• _Instructions for the task_:
Report every line in the listing below where the string "component" shows up.

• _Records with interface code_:

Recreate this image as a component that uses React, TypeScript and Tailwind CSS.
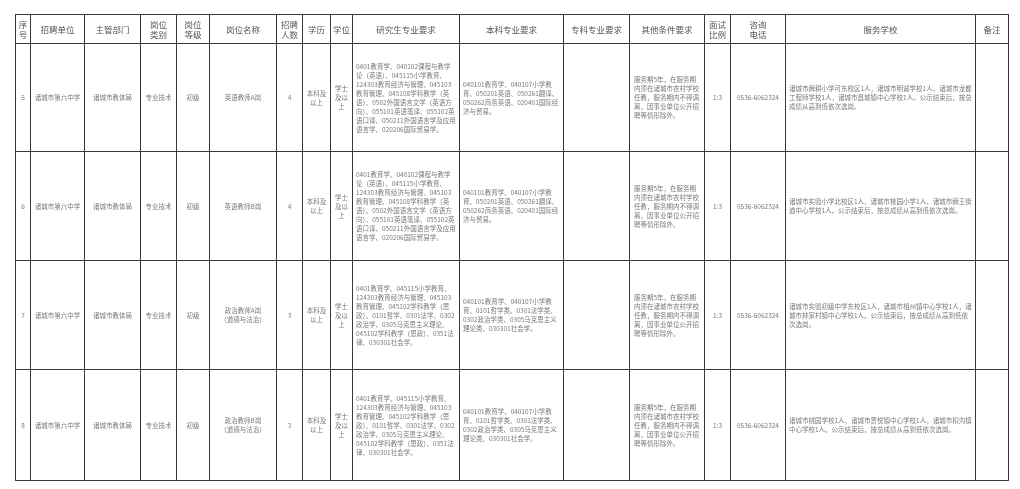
import React from "react";

interface Post {
  no: string;
  unit: string;
  dept: string;
  kind: string;
  level: string;
  name: string[];
  count: string;
  edu: string[];
  degree: string[];
  grad: string;
  bachelor: string;
  other: string;
  ratio: string;
  phone: string;
  schools: string;
  h: string;
}

const OTHER =
  "服务期5年，在服务期内须在诸城市农村学校任教，服务期内不得调离，因事业单位公开招聘等情形除外。";

const posts: Post[] = [
  {
    no: "5",
    unit: "诸城市第六中学",
    dept: "诸城市教体局",
    kind: "专业技术",
    level: "初级",
    name: ["英语教师A岗"],
    count: "4",
    edu: ["本科及", "以上"],
    degree: ["学士", "及以", "上"],
    grad:
      "0401教育学、040102课程与教学论（英语）、045115小学教育、124303教育经济与管理、045103教育管理、045108学科教学（英语）、0502外国语言文学（英语方向）、055101英语笔译、055102英语口译、050211外国语言学及应用语言学、020206国际贸易学。",
    bachelor:
      "040101教育学、040107小学教育、050201英语、050261翻译、050262商务英语、020401国际经济与贸易。",
    other: OTHER,
    ratio: "1:3",
    phone: "0536-6062324",
    schools:
      "诸城市舜耕小学可东校区1人，诸城市明诚学校1人，诸城市龙都工程师学校1人，诸城市昌城镇中心学校1人。公示结束后，按总成绩从高到低依次选岗。",
    h: "h-[108px]",
  },
  {
    no: "6",
    unit: "诸城市第六中学",
    dept: "诸城市教体局",
    kind: "专业技术",
    level: "初级",
    name: ["英语教师B岗"],
    count: "4",
    edu: ["本科及", "以上"],
    degree: ["学士", "及以", "上"],
    grad:
      "0401教育学、040102课程与教学论（英语）、045115小学教育、124303教育经济与管理、045103教育管理、045108学科教学（英语）、0502外国语言文学（英语方向）、055101英语笔译、055102英语口译、050211外国语言学及应用语言学、020206国际贸易学。",
    bachelor:
      "040101教育学、040107小学教育、050201英语、050261翻译、050262商务英语、020401国际经济与贸易。",
    other: OTHER,
    ratio: "1:3",
    phone: "0536-6062324",
    schools:
      "诸城市实验小学北校区1人，诸城市桃园小学1人，诸城市舜王街道中心学校1人。公示结束后，按总成绩从高到低依次选岗。",
    h: "h-[109px]",
  },
  {
    no: "7",
    unit: "诸城市第六中学",
    dept: "诸城市教体局",
    kind: "专业技术",
    level: "初级",
    name: ["政治教师A岗", "（道德与法治）"],
    count: "3",
    edu: ["本科及", "以上"],
    degree: ["学士", "及以", "上"],
    grad:
      "0401教育学、045115小学教育、124303教育经济与管理、045103教育管理、045102学科教学（思政）、0101哲学、0301法学、0302政治学、0305马克思主义理论、045102学科教学（思政）、0351法律、030301社会学。",
    bachelor:
      "040101教育学、040107小学教育、0101哲学类、0301法学类、0302政治学类、0305马克思主义理论类、030301社会学。",
    other: OTHER,
    ratio: "1:3",
    phone: "0536-6062324",
    schools:
      "诸城市实验初级中学东校区1人，诸城市相州镇中心学校1人，诸城市林家村镇中心学校1人。公示结束后，按总成绩从高到低依次选岗。",
    h: "h-[109px]",
  },
  {
    no: "8",
    unit: "诸城市第六中学",
    dept: "诸城市教体局",
    kind: "专业技术",
    level: "初级",
    name: ["政治教师B岗", "（道德与法治）"],
    count: "3",
    edu: ["本科及", "以上"],
    degree: ["学士", "及以", "上"],
    grad:
      "0401教育学、045115小学教育、124303教育经济与管理、045103教育管理、045102学科教学（思政）、0101哲学、0301法学、0302政治学、0305马克思主义理论、045102学科教学（思政）、0351法律、030301社会学。",
    bachelor:
      "040101教育学、040107小学教育、0101哲学类、0301法学类、0302政治学类、0305马克思主义理论类、030301社会学。",
    other: OTHER,
    ratio: "1:3",
    phone: "0536-6062324",
    schools:
      "诸城市桃园学校1人，诸城市贾悦镇中心学校1人，诸城市枳沟镇中心学校1人。公示结束后，按总成绩从高到低依次选岗。",
    h: "h-[111px]",
  },
];

const head = [
  ["序", "号"],
  ["招聘单位"],
  ["主管部门"],
  ["岗位", "类别"],
  ["岗位", "等级"],
  ["岗位名称"],
  ["招聘", "人数"],
  ["学历"],
  ["学位"],
  ["研究生专业要求"],
  ["本科专业要求"],
  ["专科专业要求"],
  ["其他条件要求"],
  ["面试", "比例"],
  ["咨询", "电话"],
  ["服务学校"],
  ["备注"],
];

const cols = [
  "w-[15px]", "w-[54px]", "w-[56px]", "w-[36px]", "w-[33px]", "w-[67px]", "w-[26px]",
  "w-[28px]", "w-[22px]", "w-[107px]", "w-[104px]", "w-[66px]", "w-[75px]", "w-[26px]",
  "w-[55px]", "w-[190px]", "w-[33px]",
];

const cell = "border border-[#3a3a3a] align-middle p-0";
const txt = "text-[6.5px] leading-[9px] text-[#7a7a7a] blur-[0.3px]";

function Lines({ lines }: { lines: string[] }) {
  return (
    <>
      {lines.map((l, i) => (
        <div key={i}>{l}</div>
      ))}
    </>
  );
}

export default function App() {
  return (
    <div
      className="w-[1020px] h-[489px] bg-white pl-[15px] pt-[14px] overflow-hidden"
      style={{ fontFamily: '"Noto Sans CJK SC", "Noto Sans", sans-serif' }}
    >
      <table className="table-fixed border-collapse w-[993px] border-[1.5px] border-[#333]">
        <colgroup>
          {cols.map((c, i) => (
            <col key={i} className={c} />
          ))}
        </colgroup>
        <thead>
          <tr className="h-[29px]">
            {head.map((h, i) => (
              <th
                key={i}
                className={`${cell} font-normal text-center text-[8.5px] leading-[10px] text-[#555] blur-[0.25px]`}
              >
                <Lines lines={h} />
              </th>
            ))}
          </tr>
        </thead>
        <tbody>
          {posts.map((p) => (
            <tr key={p.no} className={p.h}>
              <td className={`${cell} ${txt} text-center`}>{p.no}</td>
              <td className={`${cell} ${txt} text-center`}>{p.unit}</td>
              <td className={`${cell} ${txt} text-center`}>{p.dept}</td>
              <td className={`${cell} ${txt} text-center`}>{p.kind}</td>
              <td className={`${cell} ${txt} text-center`}>{p.level}</td>
              <td className={`${cell} ${txt} text-center`}>
                <Lines lines={p.name} />
              </td>
              <td className={`${cell} ${txt} text-center`}>{p.count}</td>
              <td className={`${cell} ${txt} text-center`}>
                <Lines lines={p.edu} />
              </td>
              <td className={`${cell} ${txt} text-center`}>
                <Lines lines={p.degree} />
              </td>
              <td className={`${cell} ${txt} px-[3px] text-left`}>{p.grad}</td>
              <td className={`${cell} ${txt} px-[3px] text-left`}>{p.bachelor}</td>
              <td className={cell}></td>
              <td className={`${cell} ${txt} px-[4px] text-left`}>{p.other}</td>
              <td className={`${cell} ${txt} text-center`}>{p.ratio}</td>
              <td className={`${cell} ${txt} text-center`}>{p.phone}</td>
              <td className={`${cell} ${txt} px-[3px] text-left`}>{p.schools}</td>
              <td className={cell}></td>
            </tr>
          ))}
        </tbody>
      </table>
    </div>
  );
}
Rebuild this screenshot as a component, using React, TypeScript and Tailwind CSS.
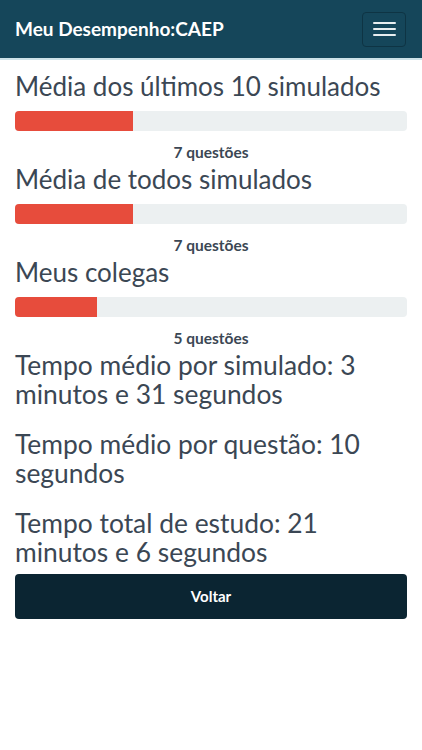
import React from "react";

const font = { fontFamily: "Lato, 'Open Sans', sans-serif" };

function Block({ title, pct, label }: { title: string; pct: number; label: string }) {
  return (
    <div>
      <h3 className="text-[26px] leading-[30px] text-[#3b4754] font-normal">{title}</h3>
      <div className="mt-[10px] h-[20px] w-full rounded-[4px] bg-[#ecf0f1] overflow-hidden">
        <div className="h-full bg-[#e74c3c]" style={{ width: `${pct}%` }} />
      </div>
      <div className="mt-[12px] text-center text-[15.5px] leading-[18px] font-bold text-[#3b4754]">{label}</div>
    </div>
  );
}

export default function App() {
  return (
    <div className="min-h-[750px] w-[422px] bg-white" style={font}>
      <header className="h-[60px] bg-[#15465a] border-b-2 border-[#cde2e8] flex items-center justify-between pl-[15px] pr-[16px]">
        <span className="text-white text-[19px] font-bold">Meu Desempenho:CAEP</span>
        <button className="w-[44px] h-[35px] rounded-[4px] border border-[#0e3444] flex flex-col items-center justify-center gap-[4px]">
          <span className="block w-[23px] h-[2px] bg-[#e8eef0] rounded" />
          <span className="block w-[23px] h-[2px] bg-[#e8eef0] rounded" />
          <span className="block w-[23px] h-[2px] bg-[#e8eef0] rounded" />
        </button>
      </header>
      <main className="px-[15px] pt-[11px]">
        <div className="flex flex-col gap-[3px]">
          <Block title="Média dos últimos 10 simulados" pct={30} label="7 questões" />
          <Block title="Média de todos simulados" pct={30} label="7 questões" />
          <Block title="Meus colegas" pct={21} label="5 questões" />
        </div>
        <div className="mt-[4px] flex flex-col gap-[21px] text-[26.4px] leading-[29px] text-[#3b4754]">
          <p>Tempo médio por simulado: 3 minutos e 31 segundos</p>
          <p>Tempo médio por questão: 10 segundos</p>
          <p>Tempo total de estudo: 21 minutos e 6 segundos</p>
        </div>
        <button className="mt-[7px] w-full h-[45px] rounded-[4px] bg-[#0b2532] text-white text-[15px] font-bold">
          Voltar
        </button>
      </main>
    </div>
  );
}
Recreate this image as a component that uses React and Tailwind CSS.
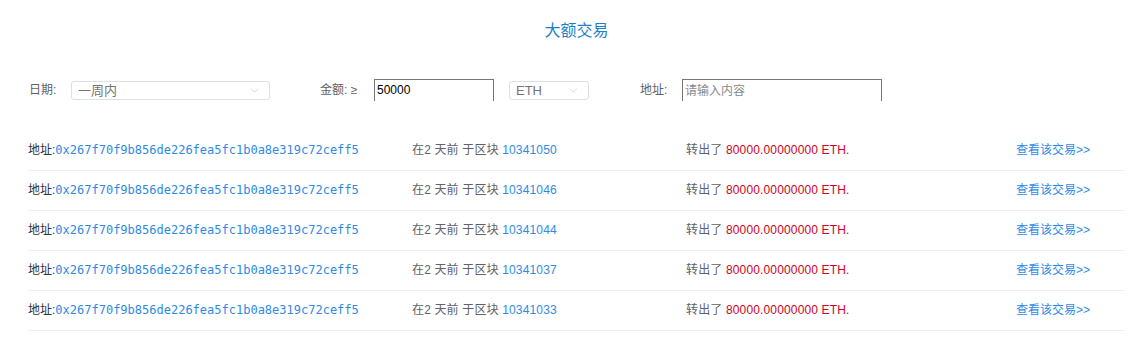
import { ChevronDown } from 'lucide-react';

const rows = ['10341050', '10341046', '10341044', '10341037', '10341033'];
const hash = '0x267f70f9b856de226fea5fc1b0a8e319c72ceff5';

function Select({ value, width }) {
  return (
    <div className={`flex items-center justify-between h-[19px] ${width} border border-[#dcdfe6] rounded-[3px] pl-[6px] pr-[8px] bg-white`}>
      <span className="text-[13px] text-[#747474] leading-none">{value}</span>
      <ChevronDown className="w-[13px] h-[13px] text-[#c0c4cc]" strokeWidth={1.2} />
    </div>
  );
}

export default function App() {
  return (
    <div className="w-[1143px] h-[343px] bg-white font-['Liberation_Sans','Noto_Sans_CJK_SC',sans-serif] overflow-hidden">
      <h1 className="pt-[20px] pl-[10px] text-center text-[16px] leading-[22px] text-[#1e7fc8]">大额交易</h1>

      <div className="flex items-center mt-[37px] h-[22px] text-[12px] text-[#606266]">
        <span className="ml-[29px] w-[42px]">日期:</span>
        <Select value="一周内" width="w-[199px]" />
        <span className="ml-[50px] w-[54px]">金额: ≥</span>
        <div className="w-[120px] h-[22px] border-t border-x border-[#767676] pl-[2px] pt-[4px] text-[12px] text-black leading-none">50000</div>
        <div className="ml-[15px]">
          <Select value="ETH" width="w-[80px]" />
        </div>
        <span className="ml-[51px] w-[42px]">地址:</span>
        <div className="w-[200px] h-[22px] border-t border-x border-[#767676] pl-[2px] pt-[5px] text-[12px] text-[#8a8a8a] leading-none">请输入内容</div>
      </div>

      <div className="mt-[30px] ml-[28px] w-[1097px]">
        {rows.map((b) => (
          <div key={b} className="flex items-center h-[40px] pb-[2px] border-b border-[#ebeef5] text-[12px]">
            <div className="w-[384px] text-[#303133]">
              地址:<span className="font-['DejaVu_Sans_Mono',monospace] text-[#2f8ae5]">{hash}</span>
            </div>
            <div className="w-[274px] text-[#606266] tracking-[0.15px]">
              在2 天前 于区块 <span className="text-[#2f8ae5]">{b}</span>
            </div>
            <div className="w-[330px] text-[#606266] tracking-[0.15px]">
              转出了 <span className="text-[#d0021b]">80000.00000000 ETH.</span>
            </div>
            <div className="text-[#2f8ae5]">查看该交易&gt;&gt;</div>
          </div>
        ))}
      </div>
    </div>
  );
}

• _The output_:
Recreate this image as a component that uses React, TypeScript and Tailwind CSS.
Rebuild this screenshot as a component, using React, TypeScript and Tailwind CSS.
Recreate this image as a component that uses React and Tailwind CSS.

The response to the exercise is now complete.